Bernd Krauss: I Am Yours
CCS Bard
I am Yours is a new project by Bernd Krauss, the fall 2008 artist-in-residence at the Center for Curatorial Studies. The centerpiece of the project is a quaint wooden shed situated on the grounds of the Center on the Bard College campus in Annandale-on-Hudson, New York. Built by the Amish and purchased locally in nearby Germantown, this type of shed is conventionally used to store gardening tools. In the context of Krauss’ residency, however, the shed will be transformed into a studio, a curatorial space, and has the potential to gain other new and unexpected functions.
Krauss will use the shed as a studio for producing artwork inspired by the immediate environment, both from the ecology of the Hudson Valley setting and from the institutional context of the Center for Curatorial Studies. Beyond the shed’s function as a site of artistic production, it will also operate as a curatorial space, as determined by Krauss in collaboration with students at the Center during the course of his residency.
Krauss’ strategies grow organically and collaboratively from the particular context of their formation. Thus, the shed will serve as a platform from which ideas and projects can develop, and literally as a meeting place for Krauss, for the students, and for the larger community. The residency is structured as an open question about the relationship between curatorship and artistic production, a relationship at times in tension with creative expression. Krauss’ space places artistic process and collaboration between artist and curator at the center of its activity, allowing the art’s development to be open and reactive to the particularities of the context and locale of its making.

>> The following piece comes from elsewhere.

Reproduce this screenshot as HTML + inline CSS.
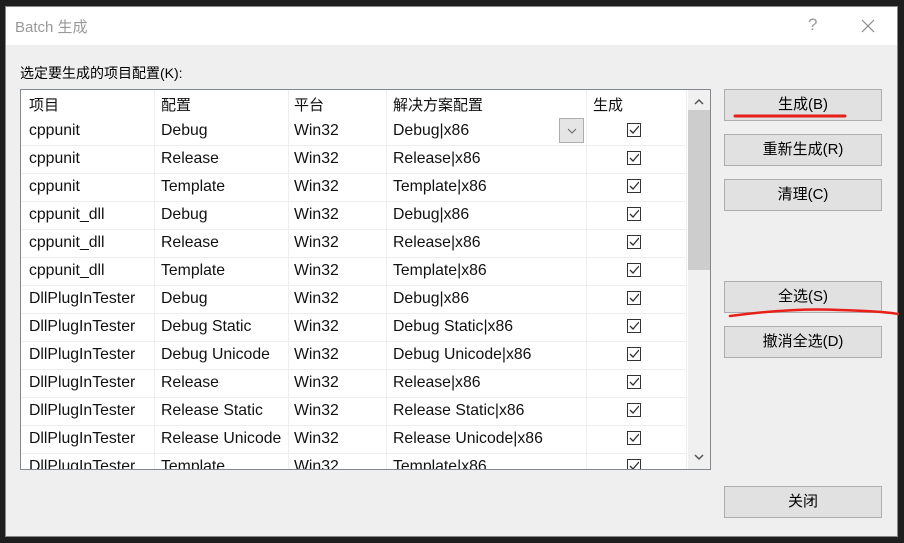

Krauss’ practice has in recent years centered upon the artist residency programs that have sustained his livelihood and his cultural productivity. In past residencies, Krauss’ approach to the institution to which he has been invited, and to that institution’s public, has employed strategies both playful and willfully irritating, toying with expectations and with protocol. Often, Krauss has lived near or within the spatial installations which he is producing. Hence, the installation operates on its own terms as well as constructing a functional space for producing other works across media such as painting, sculpture, drawing, video, photography, and performance. His works tend toward the seemingly amateurish, whether a shoddy sculpture or a video broadcast in which Krauss acts as commentator on local events in a style recalling a local television aesthetic pervasive in Europe. His projects often take the form of lectures, courses, newsletters, and walks that both engage with and parody pedagogical and administrative norms.